If there’s one thing I forgot to take into account when I decided to take the job as a part-time tutor at the Wonderful Elementary School, it’s that I would have to deal with little dudes and little dudettes.

Don’t get me wrong. I’m not an idiot. I knew I’d be teaching the little shriekers. It’s just that I forgot I would also have to put up with them.

Especially when they’re wound up so tight they could snap a spring in twain. And, brother, when it’s Halloween and they’re going to be going out to hunt up candy in only a couple of hours, they are wound — the heck — up. Way, way up.

Most of those kids who celebrate Halloween were up and down out of their seats faster than a hyperactive mole trying to escape the hammer. (Sure, there are some kids who don’t celebrate Halloween.
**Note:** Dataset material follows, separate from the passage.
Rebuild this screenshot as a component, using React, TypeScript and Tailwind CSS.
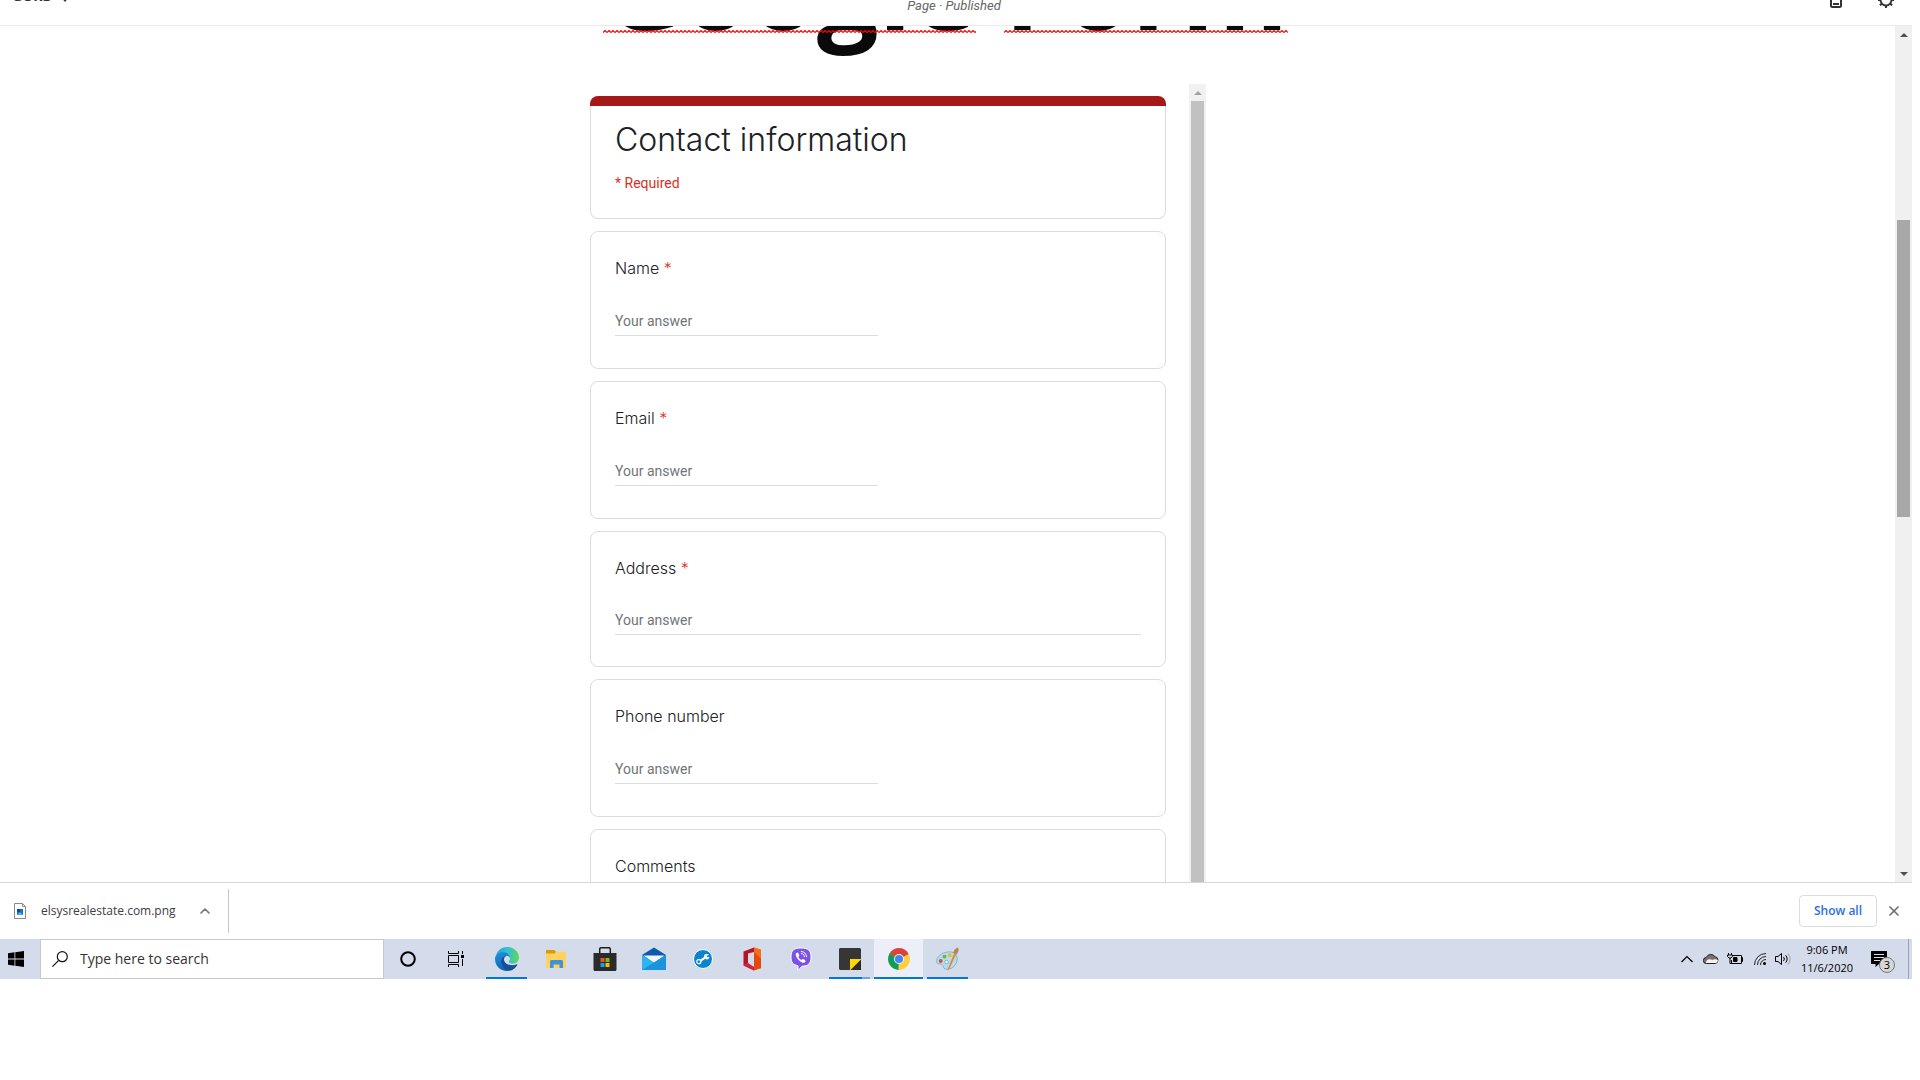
import type { ReactNode } from "react";
import { ChevronUp, X } from "lucide-react";

const questions = [
    { id: "name", label: "Name", required: true },
    { id: "email", label: "Email", required: true },
    { id: "address", label: "Address", required: true, long: true },
    { id: "phone", label: "Phone number" },
    { id: "comments", label: "Comments", long: true },
];

function EdgeIcon() {
    return (
        <svg viewBox="0 0 24 24" className="h-6 w-6">
            <defs>
                <linearGradient id="edgeTop" x1="0" y1="0.4" x2="1" y2="0.4">
                    <stop offset="0" stopColor="#2a9fe0" />
                    <stop offset="0.5" stopColor="#2fc0d8" />
                    <stop offset="1" stopColor="#62d84e" />
                </linearGradient>
                <linearGradient id="edgeLeft" x1="0" y1="0" x2="0.4" y2="1">
                    <stop offset="0" stopColor="#2394dc" />
                    <stop offset="1" stopColor="#0f63b4" />
                </linearGradient>
            </defs>
            <path d="M1 8.500C2.500 3.300 7 0 12 0c7 0 12 5 12 10.600 0 3.800-2.800 6.100-6 6.100-2.700 0-4.200-1-4.200-2 0-.8 1.200-1.200 1.200-3.200C15 8.800 12 6.500 8.500 6.500 5 6.500 2 7.500 1 8.500z" fill="url(#edgeTop)" />
            <path d="M0 12c0-4 3.500-6.700 8-6.700 4.200 0 7 2.700 7 6 0-1.500-1.700-2.600-3.300-2.600C8.500 8.700 6.200 12 6.200 15c0 5 4 8.500 8.200 8.700-.8.200-1.600.3-2.400.3C5.200 24 0 18.600 0 12z" fill="url(#edgeLeft)" />
            <path d="M11.500 8.800C8.200 8.800 6 11.900 6 15.200 6 20 10 23.800 14.300 23.800c3.700-.6 6.500-3 8-5.900.3-.6-.1-.9-.6-.6-1.300.6-2.600.9-4 .9-5 0-8.700-2.600-8.700-5.800 0-1.500 1-2.900 2.500-3.600z" fill="#124f9c" />
        </svg>
    );
}

function ExplorerIcon() {
    return (
        <svg viewBox="0 0 22 20" className="h-5 w-[22px]">
            <path d="M1 1h8.500l1.500 2H21v4H1z" fill="#d99a0b" />
            <path d="M1 4.500h8.500l1.500-1.700h10V19H1z" fill="#ffd25e" />
            <path d="M5 19v-6.500c0-.9.600-1.500 1.500-1.500h10c.9 0 1.500.6 1.500 1.500V19h-3.500v-3.500h-6V19z" fill="#3f93d6" />
        </svg>
    );
}

function StoreIcon() {
    return (
        <svg viewBox="0 0 24 24" className="h-6 w-6">
            <path d="M6.700 7V2.200c0-.9.600-1.500 1.500-1.500h7.600c.9 0 1.500.6 1.500 1.500V7" fill="none" stroke="#1e1e1e" strokeWidth="1.500" />
            <path d="M.5 6h23v16.500c0 .900-.6 1.500-1.500 1.500H2c-.9 0-1.500-.6-1.500-1.500z" fill="#2b2b2b" />
            <path d="M7.500 11h4v4h-4z" fill="#f25022" />
            <path d="M12.500 11h4v4h-4z" fill="#7fba00" />
            <path d="M7.500 16h4v4h-4z" fill="#00a4ef" />
            <path d="M12.500 16h4v4h-4z" fill="#ffb900" />
        </svg>
    );
}

function MailIcon() {
    return (
        <svg viewBox="0 0 24 24" className="h-6 w-6">
            <path d="M0 8 12 .5 24 8l-6 6H6z" fill="#0b5cad" />
            <path d="M1.500 8.500h21L12 16z" fill="#f4f6fa" />
            <path d="M0 8v15h24V8l-12 7.500z" fill="#2cb5f0" />
            <path d="M0 23 24 8v15z" fill="#1c93dd" />
        </svg>
    );
}

function WrenchIcon() {
    return (
        <svg viewBox="0 0 20 20" className="h-5 w-5">
            <circle cx="10" cy="10" r="9.500" fill="#0a84cc" stroke="#fff" />
            <path d="M6.200 12.700 13.500 7.600" stroke="#fff" strokeWidth="2.200" />
            <path d="M16 5.700l-2.300 1.200.2 1.300 2.500-.4a2.700 2.700 0 1 1-3-2.800c1-.2 2 0 2.600.7z" fill="#fff" />
            <circle cx="5.800" cy="12.700" r="2" fill="#0a84cc" stroke="#fff" strokeWidth="1.200" />
        </svg>
    );
}

function OfficeIcon() {
    return (
        <svg viewBox="0 0 20 24" className="h-6 w-5">
            <path d="M12 .5 1.500 4.500v14l4.500-2.300V6.500L12 5z" fill="#b5152a" />
            <path d="M12 .5 19 2.700v18.600l-7 2.200z" fill="#e6480c" />
            <path d="M12 .5 19 2.700v9l-7-6.700z" fill="#f27112" />
            <path d="M1.500 18.500 12 23.500V20z" fill="#e2455c" />
            <path d="M1.500 18.500 6 16l6 4v3.500z" fill="#c9243a" />
        </svg>
    );
}

function ViberIcon() {
    return (
        <svg viewBox="0 0 24 24" className="h-6 w-6">
            <path d="M12 1c7 0 10 2.200 10 9s-3 9.200-9 9.200L9 23.500v-4.800C4 17.800 2 15.500 2 10c0-6.800 3-9 10-9z" fill="#7d52ea" stroke="#fff" />
            <path d="M8.400 5.500c-1.400.5-2 1.500-1.600 2.800 1.100 3.500 3.500 6 6.800 7.400 1.300.5 2.500-.3 2.900-1.500.2-.7-1.800-2.200-2.600-2.200-.6 0-.9 1-1.500.8-1.300-.5-2.400-1.600-2.900-2.900-.2-.6.800-.9.800-1.500 0-.7-1.200-3-1.900-2.900z" fill="#fff" />
            <path d="M12.300 4.500c3 .1 5 2 5.200 5.200M12.500 6.600c1.700.1 2.800 1.200 2.900 3" fill="none" stroke="#fff" strokeLinecap="round" />
        </svg>
    );
}

function StickyNotesIcon() {
    return (
        <svg viewBox="0 0 22 22" className="h-[22px] w-[22px]">
            <path d="M1 0h20l1 1v10L11 22H1l-1-1V1z" fill="#363636" />
            <path d="M11 11h11v.5L11.500 22H11z" fill="#ffd800" />
            <path d="M22 11.500V22H11.500z" fill="#2d2a20" />
        </svg>
    );
}

function ChromeIcon() {
    return (
        <svg viewBox="0 0 24 24" className="h-6 w-6">
            <path d="M12 12 2.500 6.500a11 11 0 0 1 19 0z" fill="#db4437" />
            <path d="M12 12 12 23A11 11 0 0 1 2.500 6.500z" fill="#109d58" />
            <path d="M12 12l9.500-5.500A11 11 0 0 1 12 23z" fill="#ffcd40" />
            <path d="M12 7h9.800L12 12z" fill="#db4437" />
            <path d="M7.700 14.500 2.500 6.500 12 12z" fill="#109d58" />
            <path d="M16.300 14.500 11.300 23 12 12z" fill="#ffcd40" />
            <circle cx="12" cy="12" r="5" fill="#f1f1f1" />
            <circle cx="12" cy="12" r="4" fill="#4285f4" />
        </svg>
    );
}

function PaintIcon() {
    return (
        <svg viewBox="0 0 24 24" className="h-6 w-6">
            <path d="M11.500 5C18 4 22 8 21 13.500S15 23 9.500 22c-3-.6-1.500-3.200-3.500-4.500S1 18 .7 15C.2 10 5.500 5.800 11.500 5z" fill="#b5ddf0" stroke="#6fa9c9" strokeWidth="0.800" />
            <circle cx="4.700" cy="14" r="1.900" fill="#dd4b39" />
            <circle cx="8.500" cy="9.700" r="1.900" fill="#74b72e" />
            <circle cx="13.700" cy="8.200" r="1.900" fill="#f2b90f" />
            <circle cx="10.500" cy="15" r="1.800" fill="#eef6fa" stroke="#6fa9c9" strokeWidth="0.800" />
            <path d="M20 7.500 13 22.500l-1.300.8.100-1.500L18 6.500z" fill="#e08a2a" />
            <path d="M17.200 6C17.500 3.500 19.500 1 22 .5c1.200 1.500.7 4.500-1.500 7z" fill="#b98553" />
        </svg>
    );
}

const pinnedApps: { name: string; icon: ReactNode; state?: "open" | "stacked" | "active" }[] = [
    { name: "Microsoft Edge", icon: <EdgeIcon />, state: "open" },
    { name: "File Explorer", icon: <ExplorerIcon /> },
    { name: "Microsoft Store", icon: <StoreIcon /> },
    { name: "Mail", icon: <MailIcon /> },
    { name: "Support Assistant", icon: <WrenchIcon /> },
    { name: "Office", icon: <OfficeIcon /> },
    { name: "Viber", icon: <ViberIcon /> },
    { name: "Sticky Notes", icon: <StickyNotesIcon />, state: "stacked" },
    { name: "Google Chrome", icon: <ChromeIcon />, state: "active" },
    { name: "Paint", icon: <PaintIcon />, state: "open" },
];

function EditorHeader() {
    return (
        <header className="grid h-[26px] shrink-0 grid-cols-3 content-end items-end border-b border-[#ebebeb] pr-4 pl-3 text-[#333]">
            <button className="flex items-center gap-[6px] pb-[19px] text-left text-sm leading-5 font-bold">
                GORD
                <svg viewBox="0 0 12 12" className="h-3 w-3"><path d="M1 6h10l-5 6z" fill="currentColor" /></svg>
            </button>
            <p className="pb-[11px] text-center font-[Roboto,sans-serif] text-[13px] leading-4 text-[#666] italic">
                Page · Published
            </p>
            <div className="flex items-end justify-end gap-[30px] pb-[15px]">
                <button aria-label="Mobile view">
                    <svg viewBox="0 0 20 20" className="h-5 w-5" fill="none" stroke="currentColor" strokeWidth="2">
                        <rect x="5" y="0" width="10" height="17" rx="1.500" />
                        <path d="M7 14h6" />
                    </svg>
                </button>
                <button aria-label="Settings">
                    <svg viewBox="0 0 20 20" className="h-5 w-5" fill="none" stroke="currentColor" strokeWidth="2">
                        <circle cx="10" cy="10" r="5.500" />
                        <path d="M10 15v3M10 5V2M15 10h3M5 10H2M13.700 13.700l2.500 1.500M6.300 13.700l-2.500 1.500M13.700 6.300l2.500-1.500M6.300 6.300 3.800 4.800" />
                    </svg>
                </button>
            </div>
        </header>
    );
}

function MisspelledWord({ id, children }: { id: string; children: string }) {
    return (
        <span className="relative inline-block">
            {children}
            <svg className="absolute bottom-[10px] left-0 h-[3px] w-full">
                <pattern id={id} width="4" height="3" patternUnits="userSpaceOnUse">
                    <path d="M0 2.500 2 .5 4 2.500" fill="none" stroke="#f00" strokeWidth="1.200" />
                </pattern>
                <rect width="100%" height="3" fill={`url(#${id})`} />
            </svg>
        </span>
    );
}

function FormFrame() {
    return (
        <div className="flex min-h-0 max-w-[616px] flex-1">
            <form className="flex flex-1 flex-col gap-3 pt-3 pr-[23px]">
                <div className="shrink-0">
                    <div className="h-[10px] rounded-t-lg bg-[#a61717]" />
                    <div className="rounded-b-lg border border-t-0 border-[#dadce0] px-6 pt-[14px] pb-[25px]">
                        <h2 className="font-[Inter,sans-serif] text-[32px] leading-10 font-light text-[#202124]">Contact information</h2>
                        <p className="mt-[13px] text-sm leading-5 text-[#d93025]">* Required</p>
                    </div>
                </div>
                {questions.map((q) => (
                    <div
                        key={q.id}
                        className={`shrink-0 rounded-lg border border-[#dadce0] px-6 pt-6 ${q.long ? "pb-[31px]" : "pb-8"}`}
                    >
                        <label htmlFor={q.id} className="block font-[Inter,sans-serif] text-base leading-6 font-light text-[#202124]">
                            {q.label}
                            {q.required && <span className="text-[#d93025]"> *</span>}
                        </label>
                        <input
                            id={q.id}
                            type="text"
                            placeholder="Your answer"
                            className={`block h-[30px] border-b border-[#dadce0] text-sm outline-none placeholder:text-[#70757a] ${q.long ? "mt-[25px] w-full" : "mt-[26px] w-1/2"}`}
                        />
                    </div>
                ))}
            </form>
            <div className="flex w-[17px] flex-col items-center bg-[#f1f1f1]">
                <div className="flex h-[17px] items-center">
                    <svg viewBox="0 0 8 4" className="h-1 w-2"><path d="M4 0l4 4H0z" fill="#a3a3a3" /></svg>
                </div>
                <div className="w-[13px] flex-1 bg-[#c1c1c1]" />
            </div>
        </div>
    );
}

function PageScrollbar() {
    return (
        <div className="flex w-[17px] flex-col items-center bg-[#f0f0f0]">
            <div className="flex h-[17px] items-center">
                <svg viewBox="0 0 8 4" className="h-1 w-2"><path d="M4 0l4 4H0z" fill="#505050" /></svg>
            </div>
            <div className="flex w-[13px] flex-1 flex-col">
                <div className="grow-[177]" />
                <div className="grow-[297] bg-[#a8a8a8]" />
                <div className="grow-[348]" />
            </div>
            <div className="flex h-[17px] items-center">
                <svg viewBox="0 0 8 4" className="h-1 w-2"><path d="M0 0h8L4 4z" fill="#505050" /></svg>
            </div>
        </div>
    );
}

function DownloadShelf() {
    return (
        <div className="flex h-[57px] shrink-0 items-center border-t border-[#d7d7d7] pr-[10px] text-xs">
            <div className="flex h-11 items-center border-r border-[#c6c6c6] pr-[15px] pl-[14px] text-[#3c4043]">
                <svg viewBox="0 0 12 16" className="h-4 w-3">
                    <path d="M.5.500h8L11.500 3.500v12H.5z" fill="#fff" stroke="#8a8a8a" />
                    <path d="M8.500.500v3h3" fill="none" stroke="#8a8a8a" />
                    <path d="M3 6h6v6H3z" fill="#1572c8" />
                    <path d="M3 6h3v3H3z" fill="#0a4a92" />
                    <path d="M3 12l3-3 3 3z" fill="#49b4f2" />
                </svg>
                <a href="#download" className="ml-[15px]">elsysrealestate.com.png</a>
                <button aria-label="Download options" className="ml-[21px]"><ChevronUp className="h-4 w-4 text-[#777]" strokeWidth={2.6} /></button>
            </div>
            <button className="ml-auto h-8 w-[78px] rounded border border-[#dadce0] font-semibold text-[#2a6fe8]">Show all</button>
            <button aria-label="Close downloads" className="ml-[9px]"><X className="h-4 w-4 text-[#707070]" strokeWidth={2.6} /></button>
        </div>
    );
}

function SystemTray() {
    return (
        <div className="ml-auto flex items-center text-black">
            <button aria-label="Show hidden icons">
                <svg viewBox="0 0 12 8" className="h-2 w-3"><path d="M.5 7 6 1.500 11.500 7" fill="none" stroke="#000" strokeWidth="1.200" /></svg>
            </button>
            <svg viewBox="0 0 16 12" className="ml-[10px] h-3 w-4">
                <path d="M3.500 10.500a3 3 0 0 1-.3-6A5 5 0 0 1 12 3.700a3.500 3.500 0 0 1 .5 6.800z" fill="#77736f" stroke="#222" />
                <path d="M3 10c0-2 1-3.500 3-3.800 1.500-.2 2.500.2 3.200.8 2-1.300 4.800-1 5.800.5-.3 1.600-1.300 2.500-2.500 2.500z" fill="#f4f4f4" />
            </svg>
            <svg viewBox="0 0 16 12" className="ml-2 h-3 w-4" fill="none" stroke="#000">
                <path d="M6 2.500h8.500v8h-10V7M14.500 4.500h1v4h-1M1.500 0v2M4.500 0v2M.5 2h5v1.500L4 5H2L.5 3.500zM3 5v5.500h2" />
                <path d="M6.500 4.500H10v4H6.500z" fill="#000" />
            </svg>
            <svg viewBox="0 0 14 14" className="ml-[10px] h-[14px] w-[14px]" fill="none" stroke="#222">
                <path d="M1.500 13A11.500 11.500 0 0 1 13 1.500M4.500 13A8.500 8.500 0 0 1 13 4.500M7.500 13A5.500 5.500 0 0 1 13 7.500" />
                <circle cx="11.500" cy="11.500" r="1.500" fill="#000" stroke="none" />
            </svg>
            <svg viewBox="0 0 17 14" className="ml-2 h-[14px] w-[17px]" fill="none" stroke="#000">
                <path d="M.5 4.500H3L6.500 1.500v11L3 9.500H.5zM8.500 5a3 3 0 0 1 0 4M10.700 3.300a5.500 5.500 0 0 1 0 7.400" />
                <path d="M13 1.500a9 9 0 0 1 0 11" stroke="#9aa0ac" />
            </svg>
            <time className="ml-2 w-[54px] text-center text-[11px] leading-[18px]">
                9:06 PM
                <br />
                11/6/2020
            </time>
            <button aria-label="Notifications" className="relative ml-[17px] h-[18px] w-4">
                <svg viewBox="0 0 16 16" className="h-4 w-4">
                    <path d="M0 0h16v13H8l-3.500 3v-3H0z" fill="#000" />
                    <path d="M3 3.500h10M3 6.500h10M3 9.500h6" stroke="#d4dbea" />
                </svg>
                <span className="absolute top-[7px] left-2 flex h-4 w-4 items-center justify-center rounded-full border border-[#777] bg-[#d6d6d6] text-[11px]">
                    3
                </span>
            </button>
            <div className="ml-[21px] h-10 w-1 border-l border-[#9aa3b5]" />
        </div>
    );
}

function Taskbar() {
    return (
        <footer className="flex h-10 shrink-0 bg-[#d4dbea]">
            <button aria-label="Start" className="w-10 pl-2">
                <svg viewBox="0 0 16 16" className="h-4 w-4" fill="#000">
                    <path d="M0 2.200 6.500 1.300v6.200H0zM7.300 1.200 16 0v7.500H7.300zM0 8.500h6.500v6.200L0 13.800zM7.300 8.500H16V16l-8.700-1.200z" />
                </svg>
            </button>
            <div className="flex w-[344px] items-center border border-[#c8c8c8] bg-white pl-[11px]">
                <svg viewBox="0 0 16 16" className="h-4 w-4" fill="none" stroke="#111" strokeWidth="1.200">
                    <circle cx="10.300" cy="5.700" r="5" />
                    <path d="M6.700 9.300.4 15.600" />
                </svg>
                <input
                    type="search"
                    aria-label="Search"
                    placeholder="Type here to search"
                    className="ml-3 flex-1 text-sm outline-none placeholder:text-[#333]"
                />
            </div>
            <button aria-label="Cortana" className="flex w-12 items-center justify-center">
                <svg viewBox="0 0 16 16" className="h-4 w-4"><circle cx="8" cy="8" r="6.800" fill="none" stroke="#000" strokeWidth="2" /></svg>
            </button>
            <button aria-label="Task view" className="mr-[2px] flex w-12 items-center justify-center">
                <svg viewBox="0 0 16 16" className="h-4 w-4" fill="none" stroke="#000">
                    <path d="M.5 0v2.500h10V0M.5 16v-2.500h10V16M.5 4.500h10v7H.5zM14.500 0v3M14.500 8v7" />
                    <path d="M13 4h3v3h-3z" fill="#000" stroke="none" />
                </svg>
            </button>
            {pinnedApps.map((app) => (
                <button
                    key={app.name}
                    aria-label={app.name}
                    className={`relative flex w-[49px] items-center justify-center ${app.state === "active" ? "bg-[#eceff8]" : ""}`}
                >
                    {app.icon}
                    {app.state && (
                        <span
                            className={`absolute bottom-0 h-[2px] bg-[#0078d7] ${app.state === "active" ? "inset-x-0" : "inset-x-1"} ${app.state === "stacked" ? "border-r-8 border-[#6aa9e4]" : ""}`}
                        />
                    )}
                </button>
            ))}
            <SystemTray />
        </footer>
    );
}

export default function App() {
    return (
        <div className="flex h-screen flex-col overflow-hidden bg-white pr-2 pb-[101px] font-['Open_Sans',sans-serif]">
            <EditorHeader />
            <main className="flex min-h-0 flex-1 overflow-hidden">
                <div className="mx-auto flex w-full max-w-[715px] flex-col font-[Roboto,sans-serif]">
                    <div className="flex h-[58px] shrink-0 items-end pb-[41px] pl-[13px]">
                        <h1 className="font-['Open_Sans',sans-serif] text-[109px] leading-[110px] font-bold whitespace-nowrap text-[#0a0a0a]">
                            <MisspelledWord id="squiggle-first">Google</MisspelledWord>{" "}
                            <MisspelledWord id="squiggle-second">Form</MisspelledWord>
                        </h1>
                    </div>
                    <FormFrame />
                </div>
                <PageScrollbar />
            </main>
            <DownloadShelf />
            <Taskbar />
        </div>
    );
}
I was told by one that his mom considers Halloween to be the devil’s birthday so it’s no reason to celebrate. There are times when I have a very, very hard time holding in my opinions. That was one.) The enthusiasm/excitement was contagious.

Kids who wouldn’t have their parents catch them dead wearing make up because they worry the parents might think they’re in costume, were grabbing onto their chairs with clenched fists to make sure they didn’t accidentally join in on the suppressed sugar-party-to-come.

All I’ll say is it’s a good thing I got to leave just after lunch. If I’d have had to stay much longer, there was a very good chance some of those kids would have had to trick or treat on crutches. Accidentally, of course.

Now my only problem is trying to keep myself calm until I can get out of the house and start trying to scare some people. Or something. I’ve heard. Not that I would do that on purpose. Only, you know, accidentally. Of course.